Most of us rarely think about the laws that weave and warp in a tangled web underneath the surface of millions of events like this every day. Laws exist for all of us to use and rely on. They are everywhere, it’s true, but really they are elsewhere. At events, at restaurants, in parks and streets, in the layouts of our cities, laws operate in the background. That’s where they stay, however. We rarely rely on law directly because it tends to be clumsy, cumbersome, heavy-handed, opaque, and abstruse. It is devoid of much that reflects our humanness.

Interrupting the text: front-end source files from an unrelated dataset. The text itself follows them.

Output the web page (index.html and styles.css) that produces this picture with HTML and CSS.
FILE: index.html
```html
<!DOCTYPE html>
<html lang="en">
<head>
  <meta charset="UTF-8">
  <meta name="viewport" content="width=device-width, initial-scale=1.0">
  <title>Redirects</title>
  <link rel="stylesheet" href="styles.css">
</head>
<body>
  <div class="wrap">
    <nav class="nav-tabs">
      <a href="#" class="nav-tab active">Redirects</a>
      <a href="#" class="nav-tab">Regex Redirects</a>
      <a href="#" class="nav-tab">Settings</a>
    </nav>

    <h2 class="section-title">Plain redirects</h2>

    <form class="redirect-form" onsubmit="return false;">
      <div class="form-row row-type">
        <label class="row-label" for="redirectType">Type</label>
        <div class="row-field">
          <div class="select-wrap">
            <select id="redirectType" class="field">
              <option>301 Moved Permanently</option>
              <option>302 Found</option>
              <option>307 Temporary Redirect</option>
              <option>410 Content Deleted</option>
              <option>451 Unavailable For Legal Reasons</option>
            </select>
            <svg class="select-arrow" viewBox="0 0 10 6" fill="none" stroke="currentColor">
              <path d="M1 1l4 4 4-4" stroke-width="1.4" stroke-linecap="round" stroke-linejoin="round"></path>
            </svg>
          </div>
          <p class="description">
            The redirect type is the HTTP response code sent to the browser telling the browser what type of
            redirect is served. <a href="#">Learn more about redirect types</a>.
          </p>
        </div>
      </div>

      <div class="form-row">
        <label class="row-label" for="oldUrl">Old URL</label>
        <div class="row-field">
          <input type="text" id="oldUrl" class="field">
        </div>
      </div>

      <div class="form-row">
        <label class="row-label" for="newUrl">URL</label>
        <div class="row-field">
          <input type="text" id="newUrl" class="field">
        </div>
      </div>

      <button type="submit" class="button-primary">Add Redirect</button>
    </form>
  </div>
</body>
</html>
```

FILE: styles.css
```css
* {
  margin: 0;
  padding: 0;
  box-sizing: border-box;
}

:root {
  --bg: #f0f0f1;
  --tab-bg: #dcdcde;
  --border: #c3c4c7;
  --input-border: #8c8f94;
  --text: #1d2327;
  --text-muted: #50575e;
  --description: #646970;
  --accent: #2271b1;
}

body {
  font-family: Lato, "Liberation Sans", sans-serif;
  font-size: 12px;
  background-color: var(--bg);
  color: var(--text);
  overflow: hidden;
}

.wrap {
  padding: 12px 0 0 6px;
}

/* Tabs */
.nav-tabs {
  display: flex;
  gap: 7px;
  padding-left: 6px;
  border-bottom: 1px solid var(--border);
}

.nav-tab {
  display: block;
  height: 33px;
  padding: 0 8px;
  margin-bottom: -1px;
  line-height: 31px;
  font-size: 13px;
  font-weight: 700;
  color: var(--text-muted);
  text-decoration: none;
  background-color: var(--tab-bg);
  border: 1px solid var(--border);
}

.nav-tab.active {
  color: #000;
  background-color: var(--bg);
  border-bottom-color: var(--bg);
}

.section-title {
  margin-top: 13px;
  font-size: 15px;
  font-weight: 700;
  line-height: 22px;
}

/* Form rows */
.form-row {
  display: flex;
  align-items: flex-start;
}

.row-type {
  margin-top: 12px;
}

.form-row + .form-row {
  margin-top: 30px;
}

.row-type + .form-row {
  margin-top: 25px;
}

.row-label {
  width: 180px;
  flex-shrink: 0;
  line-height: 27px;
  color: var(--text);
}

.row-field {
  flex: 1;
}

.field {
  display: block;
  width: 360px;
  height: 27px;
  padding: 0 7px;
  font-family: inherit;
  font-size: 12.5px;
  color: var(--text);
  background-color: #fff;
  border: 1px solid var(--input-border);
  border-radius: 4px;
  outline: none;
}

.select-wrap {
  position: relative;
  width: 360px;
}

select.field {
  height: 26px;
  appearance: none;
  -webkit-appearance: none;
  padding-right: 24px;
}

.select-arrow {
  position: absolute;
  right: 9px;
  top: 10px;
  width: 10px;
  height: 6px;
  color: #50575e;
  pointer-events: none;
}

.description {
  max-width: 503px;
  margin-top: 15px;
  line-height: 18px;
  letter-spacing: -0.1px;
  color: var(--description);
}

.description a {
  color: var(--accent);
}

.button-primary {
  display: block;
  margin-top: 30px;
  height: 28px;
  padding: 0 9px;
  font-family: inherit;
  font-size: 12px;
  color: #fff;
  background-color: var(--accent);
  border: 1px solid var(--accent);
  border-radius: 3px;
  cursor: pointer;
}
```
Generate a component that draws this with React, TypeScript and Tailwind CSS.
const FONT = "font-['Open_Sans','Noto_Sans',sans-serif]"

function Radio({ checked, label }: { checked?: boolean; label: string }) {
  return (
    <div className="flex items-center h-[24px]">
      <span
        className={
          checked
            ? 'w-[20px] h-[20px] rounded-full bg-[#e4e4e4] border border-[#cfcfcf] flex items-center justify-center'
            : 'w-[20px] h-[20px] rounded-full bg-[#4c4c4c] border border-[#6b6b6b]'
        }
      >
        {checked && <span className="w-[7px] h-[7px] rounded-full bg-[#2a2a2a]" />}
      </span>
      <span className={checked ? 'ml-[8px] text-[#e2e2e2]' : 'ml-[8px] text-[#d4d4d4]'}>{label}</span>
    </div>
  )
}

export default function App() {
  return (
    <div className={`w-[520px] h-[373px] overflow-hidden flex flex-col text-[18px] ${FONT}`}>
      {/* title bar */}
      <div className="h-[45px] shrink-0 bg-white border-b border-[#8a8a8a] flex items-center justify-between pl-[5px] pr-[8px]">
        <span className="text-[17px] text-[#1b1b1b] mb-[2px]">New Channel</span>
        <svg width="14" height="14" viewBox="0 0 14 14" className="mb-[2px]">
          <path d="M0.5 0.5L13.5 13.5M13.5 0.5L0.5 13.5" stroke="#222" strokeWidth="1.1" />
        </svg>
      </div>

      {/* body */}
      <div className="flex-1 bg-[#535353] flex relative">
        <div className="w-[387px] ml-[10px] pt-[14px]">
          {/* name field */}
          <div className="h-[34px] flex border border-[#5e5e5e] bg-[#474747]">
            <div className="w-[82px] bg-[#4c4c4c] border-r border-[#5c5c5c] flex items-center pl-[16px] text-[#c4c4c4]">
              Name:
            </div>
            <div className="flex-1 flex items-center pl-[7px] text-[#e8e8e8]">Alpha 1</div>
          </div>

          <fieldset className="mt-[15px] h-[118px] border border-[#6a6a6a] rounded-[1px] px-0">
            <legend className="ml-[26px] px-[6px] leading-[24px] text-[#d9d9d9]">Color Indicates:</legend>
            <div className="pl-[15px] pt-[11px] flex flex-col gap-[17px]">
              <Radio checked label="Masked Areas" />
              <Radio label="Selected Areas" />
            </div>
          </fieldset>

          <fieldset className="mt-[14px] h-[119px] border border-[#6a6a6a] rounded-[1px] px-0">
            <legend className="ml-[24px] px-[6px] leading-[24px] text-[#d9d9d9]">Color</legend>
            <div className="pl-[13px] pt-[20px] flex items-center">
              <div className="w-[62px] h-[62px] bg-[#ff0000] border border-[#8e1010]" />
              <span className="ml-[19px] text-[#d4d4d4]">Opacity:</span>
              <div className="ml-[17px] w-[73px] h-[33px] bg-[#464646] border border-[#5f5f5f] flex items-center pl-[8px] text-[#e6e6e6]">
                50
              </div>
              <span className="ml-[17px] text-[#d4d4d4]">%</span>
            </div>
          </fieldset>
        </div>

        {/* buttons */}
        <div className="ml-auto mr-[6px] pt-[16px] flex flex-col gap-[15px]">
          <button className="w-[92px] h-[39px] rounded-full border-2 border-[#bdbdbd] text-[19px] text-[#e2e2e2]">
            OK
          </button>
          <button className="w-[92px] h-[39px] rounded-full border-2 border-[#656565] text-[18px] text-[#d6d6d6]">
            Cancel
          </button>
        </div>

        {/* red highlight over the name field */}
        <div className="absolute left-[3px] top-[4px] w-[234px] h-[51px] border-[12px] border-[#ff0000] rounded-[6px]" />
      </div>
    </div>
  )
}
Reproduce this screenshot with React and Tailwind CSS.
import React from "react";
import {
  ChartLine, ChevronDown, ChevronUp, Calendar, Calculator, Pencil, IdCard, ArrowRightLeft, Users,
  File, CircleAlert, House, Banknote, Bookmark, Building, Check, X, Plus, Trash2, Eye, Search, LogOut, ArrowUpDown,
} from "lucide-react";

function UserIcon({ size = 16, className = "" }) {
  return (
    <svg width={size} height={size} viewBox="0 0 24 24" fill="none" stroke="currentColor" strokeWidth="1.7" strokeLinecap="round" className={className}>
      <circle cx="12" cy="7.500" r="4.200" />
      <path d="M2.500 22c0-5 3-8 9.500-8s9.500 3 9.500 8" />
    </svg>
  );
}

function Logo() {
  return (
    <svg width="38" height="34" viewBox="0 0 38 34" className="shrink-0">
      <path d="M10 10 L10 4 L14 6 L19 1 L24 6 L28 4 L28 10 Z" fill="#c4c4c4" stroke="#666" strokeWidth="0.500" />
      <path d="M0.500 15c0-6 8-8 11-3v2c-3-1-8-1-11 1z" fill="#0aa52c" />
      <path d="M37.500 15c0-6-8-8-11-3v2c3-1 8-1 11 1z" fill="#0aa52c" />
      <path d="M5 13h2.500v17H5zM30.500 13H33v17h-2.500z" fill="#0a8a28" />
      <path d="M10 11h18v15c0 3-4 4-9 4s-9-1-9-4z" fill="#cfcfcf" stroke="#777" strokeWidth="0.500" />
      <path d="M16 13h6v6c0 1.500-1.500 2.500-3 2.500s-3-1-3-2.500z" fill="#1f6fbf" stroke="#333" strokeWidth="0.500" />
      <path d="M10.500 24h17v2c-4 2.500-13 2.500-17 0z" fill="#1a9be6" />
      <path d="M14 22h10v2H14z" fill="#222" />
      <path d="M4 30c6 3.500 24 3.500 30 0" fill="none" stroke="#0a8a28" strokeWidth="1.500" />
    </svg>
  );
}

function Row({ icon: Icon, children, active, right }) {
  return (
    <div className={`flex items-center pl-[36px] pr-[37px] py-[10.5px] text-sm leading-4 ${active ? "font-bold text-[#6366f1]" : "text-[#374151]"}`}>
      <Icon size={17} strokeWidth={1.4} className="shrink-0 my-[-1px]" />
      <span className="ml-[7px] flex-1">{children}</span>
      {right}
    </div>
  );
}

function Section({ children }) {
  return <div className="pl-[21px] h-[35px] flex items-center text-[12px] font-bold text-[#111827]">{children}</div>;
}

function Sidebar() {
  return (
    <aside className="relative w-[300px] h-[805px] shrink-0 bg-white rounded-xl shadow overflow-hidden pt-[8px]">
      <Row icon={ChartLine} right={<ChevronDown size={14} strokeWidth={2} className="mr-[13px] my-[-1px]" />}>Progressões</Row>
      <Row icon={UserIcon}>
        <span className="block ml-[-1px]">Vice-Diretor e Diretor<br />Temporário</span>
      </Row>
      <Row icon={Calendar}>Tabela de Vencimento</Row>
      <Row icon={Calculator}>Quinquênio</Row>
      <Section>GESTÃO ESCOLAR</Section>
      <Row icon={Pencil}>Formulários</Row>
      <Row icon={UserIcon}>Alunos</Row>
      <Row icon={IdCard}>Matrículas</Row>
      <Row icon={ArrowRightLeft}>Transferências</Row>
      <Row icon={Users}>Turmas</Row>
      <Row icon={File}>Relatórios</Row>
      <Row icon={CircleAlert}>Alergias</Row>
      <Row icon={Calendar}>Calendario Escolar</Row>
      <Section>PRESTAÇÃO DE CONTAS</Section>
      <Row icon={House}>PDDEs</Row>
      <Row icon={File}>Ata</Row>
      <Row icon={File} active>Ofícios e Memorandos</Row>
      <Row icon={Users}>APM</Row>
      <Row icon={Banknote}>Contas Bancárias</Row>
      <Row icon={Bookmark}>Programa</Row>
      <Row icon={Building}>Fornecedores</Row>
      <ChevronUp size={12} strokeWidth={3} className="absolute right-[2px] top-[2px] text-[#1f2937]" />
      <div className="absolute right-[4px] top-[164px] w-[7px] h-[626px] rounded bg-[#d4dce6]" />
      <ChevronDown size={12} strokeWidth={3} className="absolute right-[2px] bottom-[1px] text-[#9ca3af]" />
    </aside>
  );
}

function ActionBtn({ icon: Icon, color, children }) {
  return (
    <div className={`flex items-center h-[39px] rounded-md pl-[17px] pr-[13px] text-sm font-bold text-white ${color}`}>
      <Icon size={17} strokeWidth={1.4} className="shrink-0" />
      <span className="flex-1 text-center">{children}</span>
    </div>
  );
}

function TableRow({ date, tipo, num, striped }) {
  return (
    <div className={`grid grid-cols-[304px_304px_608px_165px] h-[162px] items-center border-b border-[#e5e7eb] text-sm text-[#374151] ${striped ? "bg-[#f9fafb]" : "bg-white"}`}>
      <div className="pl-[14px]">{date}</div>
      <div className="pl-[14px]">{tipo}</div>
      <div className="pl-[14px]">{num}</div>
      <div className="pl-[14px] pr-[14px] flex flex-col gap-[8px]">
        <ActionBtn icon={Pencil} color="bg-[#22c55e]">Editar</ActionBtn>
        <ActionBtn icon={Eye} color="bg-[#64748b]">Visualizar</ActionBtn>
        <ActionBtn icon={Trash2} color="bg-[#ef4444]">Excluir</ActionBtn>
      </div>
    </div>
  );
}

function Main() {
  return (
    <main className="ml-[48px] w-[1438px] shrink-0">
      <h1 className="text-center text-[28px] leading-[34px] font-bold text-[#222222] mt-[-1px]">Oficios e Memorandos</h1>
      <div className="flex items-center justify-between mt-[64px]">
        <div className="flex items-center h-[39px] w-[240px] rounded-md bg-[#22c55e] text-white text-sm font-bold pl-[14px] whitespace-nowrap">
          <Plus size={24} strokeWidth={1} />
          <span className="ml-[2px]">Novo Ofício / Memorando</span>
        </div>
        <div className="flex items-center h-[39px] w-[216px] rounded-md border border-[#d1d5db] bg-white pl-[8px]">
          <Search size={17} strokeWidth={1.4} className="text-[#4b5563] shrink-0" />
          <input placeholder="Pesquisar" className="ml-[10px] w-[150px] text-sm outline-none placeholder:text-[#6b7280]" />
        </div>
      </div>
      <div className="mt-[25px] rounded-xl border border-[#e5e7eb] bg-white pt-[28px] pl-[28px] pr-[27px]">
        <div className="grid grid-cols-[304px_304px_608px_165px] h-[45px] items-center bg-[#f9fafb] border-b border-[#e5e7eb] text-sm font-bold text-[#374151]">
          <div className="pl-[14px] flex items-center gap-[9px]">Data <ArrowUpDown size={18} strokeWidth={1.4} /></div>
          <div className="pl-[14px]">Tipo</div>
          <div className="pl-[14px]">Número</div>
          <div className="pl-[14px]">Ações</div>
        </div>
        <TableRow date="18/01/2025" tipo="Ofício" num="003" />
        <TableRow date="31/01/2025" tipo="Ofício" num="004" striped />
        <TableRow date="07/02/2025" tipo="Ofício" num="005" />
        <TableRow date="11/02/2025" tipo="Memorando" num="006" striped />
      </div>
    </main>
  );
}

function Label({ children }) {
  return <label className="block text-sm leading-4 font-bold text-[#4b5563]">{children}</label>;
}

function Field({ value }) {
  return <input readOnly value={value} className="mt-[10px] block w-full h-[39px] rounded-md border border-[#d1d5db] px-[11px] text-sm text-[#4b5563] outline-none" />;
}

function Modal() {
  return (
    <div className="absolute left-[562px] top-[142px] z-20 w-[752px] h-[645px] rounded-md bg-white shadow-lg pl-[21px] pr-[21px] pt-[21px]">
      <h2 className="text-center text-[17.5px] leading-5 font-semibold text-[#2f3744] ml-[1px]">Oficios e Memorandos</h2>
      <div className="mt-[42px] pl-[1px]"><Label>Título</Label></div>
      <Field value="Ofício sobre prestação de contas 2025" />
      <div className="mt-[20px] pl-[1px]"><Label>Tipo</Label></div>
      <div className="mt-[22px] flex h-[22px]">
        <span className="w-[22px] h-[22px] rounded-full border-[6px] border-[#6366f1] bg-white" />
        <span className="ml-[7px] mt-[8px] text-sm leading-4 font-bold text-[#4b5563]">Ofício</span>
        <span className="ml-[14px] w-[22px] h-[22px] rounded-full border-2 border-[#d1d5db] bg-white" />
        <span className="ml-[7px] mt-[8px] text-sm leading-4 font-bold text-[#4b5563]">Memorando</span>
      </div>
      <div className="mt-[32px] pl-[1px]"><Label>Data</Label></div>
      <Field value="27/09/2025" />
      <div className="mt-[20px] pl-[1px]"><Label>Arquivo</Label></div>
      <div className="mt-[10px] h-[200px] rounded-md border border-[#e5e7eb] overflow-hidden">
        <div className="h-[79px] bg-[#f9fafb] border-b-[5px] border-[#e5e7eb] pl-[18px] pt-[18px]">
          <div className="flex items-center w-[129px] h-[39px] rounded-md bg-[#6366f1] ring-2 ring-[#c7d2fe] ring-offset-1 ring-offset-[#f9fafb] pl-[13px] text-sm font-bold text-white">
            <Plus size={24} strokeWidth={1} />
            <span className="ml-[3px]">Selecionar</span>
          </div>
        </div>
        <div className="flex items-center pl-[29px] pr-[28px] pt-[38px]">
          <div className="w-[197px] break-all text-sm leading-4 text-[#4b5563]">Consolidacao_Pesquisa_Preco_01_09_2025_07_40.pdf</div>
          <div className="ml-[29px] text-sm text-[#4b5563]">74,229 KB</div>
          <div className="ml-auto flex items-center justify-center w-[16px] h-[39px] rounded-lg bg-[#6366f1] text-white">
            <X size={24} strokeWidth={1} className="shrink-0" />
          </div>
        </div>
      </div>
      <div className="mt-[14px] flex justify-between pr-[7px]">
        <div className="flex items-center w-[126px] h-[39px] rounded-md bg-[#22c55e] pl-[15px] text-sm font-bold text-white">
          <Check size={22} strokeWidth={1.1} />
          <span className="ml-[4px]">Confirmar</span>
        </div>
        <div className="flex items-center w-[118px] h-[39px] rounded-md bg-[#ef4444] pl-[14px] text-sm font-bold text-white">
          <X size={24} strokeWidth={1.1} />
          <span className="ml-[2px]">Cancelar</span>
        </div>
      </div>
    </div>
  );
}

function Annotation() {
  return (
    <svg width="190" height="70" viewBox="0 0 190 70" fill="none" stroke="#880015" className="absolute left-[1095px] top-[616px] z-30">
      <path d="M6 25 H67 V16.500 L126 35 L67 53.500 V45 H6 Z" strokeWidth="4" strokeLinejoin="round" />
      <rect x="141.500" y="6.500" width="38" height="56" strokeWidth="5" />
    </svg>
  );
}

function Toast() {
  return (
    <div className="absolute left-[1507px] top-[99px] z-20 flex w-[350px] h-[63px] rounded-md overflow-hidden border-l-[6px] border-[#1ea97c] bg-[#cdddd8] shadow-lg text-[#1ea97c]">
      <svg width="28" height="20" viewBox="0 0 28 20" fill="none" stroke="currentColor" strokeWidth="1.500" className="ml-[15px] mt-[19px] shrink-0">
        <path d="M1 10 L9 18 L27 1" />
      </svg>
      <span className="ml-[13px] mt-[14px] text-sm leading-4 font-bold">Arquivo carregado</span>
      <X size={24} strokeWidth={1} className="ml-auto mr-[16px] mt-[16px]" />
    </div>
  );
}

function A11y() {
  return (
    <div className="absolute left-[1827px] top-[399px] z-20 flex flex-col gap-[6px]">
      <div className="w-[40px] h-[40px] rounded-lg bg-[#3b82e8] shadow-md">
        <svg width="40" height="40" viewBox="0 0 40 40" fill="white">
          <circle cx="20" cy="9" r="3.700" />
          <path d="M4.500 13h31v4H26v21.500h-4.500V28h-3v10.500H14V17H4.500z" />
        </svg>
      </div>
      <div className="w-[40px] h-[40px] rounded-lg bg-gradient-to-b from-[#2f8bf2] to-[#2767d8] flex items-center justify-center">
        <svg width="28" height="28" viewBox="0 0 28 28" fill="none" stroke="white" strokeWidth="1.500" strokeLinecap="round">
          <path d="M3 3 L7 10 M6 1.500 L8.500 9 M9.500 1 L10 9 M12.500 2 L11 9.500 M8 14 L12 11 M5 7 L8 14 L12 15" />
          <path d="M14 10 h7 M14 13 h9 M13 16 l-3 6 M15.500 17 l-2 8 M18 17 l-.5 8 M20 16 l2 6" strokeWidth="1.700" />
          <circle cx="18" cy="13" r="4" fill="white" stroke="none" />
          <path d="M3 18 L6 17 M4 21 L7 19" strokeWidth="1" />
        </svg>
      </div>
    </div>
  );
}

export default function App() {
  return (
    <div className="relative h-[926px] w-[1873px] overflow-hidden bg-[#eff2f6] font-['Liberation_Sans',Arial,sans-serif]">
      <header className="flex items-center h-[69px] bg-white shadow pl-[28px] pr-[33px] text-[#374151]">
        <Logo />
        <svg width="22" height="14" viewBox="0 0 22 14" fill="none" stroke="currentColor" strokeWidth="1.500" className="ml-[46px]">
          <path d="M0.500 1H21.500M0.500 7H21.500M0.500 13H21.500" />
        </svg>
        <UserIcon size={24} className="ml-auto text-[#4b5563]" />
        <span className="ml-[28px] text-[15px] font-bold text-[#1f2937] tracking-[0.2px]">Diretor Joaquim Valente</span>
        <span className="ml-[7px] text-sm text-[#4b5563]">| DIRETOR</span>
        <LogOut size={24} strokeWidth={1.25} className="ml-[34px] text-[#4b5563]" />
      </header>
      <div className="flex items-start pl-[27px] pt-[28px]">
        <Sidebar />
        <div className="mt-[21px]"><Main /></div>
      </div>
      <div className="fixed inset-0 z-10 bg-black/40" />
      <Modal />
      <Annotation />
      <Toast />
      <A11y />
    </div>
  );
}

By being elsewhere, law allows other forms of regulation to prevail wherever possible. Social norms are a useful term for them. Social norms are lithe, constantly shifting, negotiable. They are, to put it bluntly, more human than laws. They help us navigate the complexities of our existence in a way that laws do not. We could, and do, use them all the time.

As my friend and I were leaving Trampoline Hall that night, we shared another of those things called drinks. We decided not to take the host’s advice to have a thousand of them, but if we’d tried, my guess is that both the law and social norms would have come into play.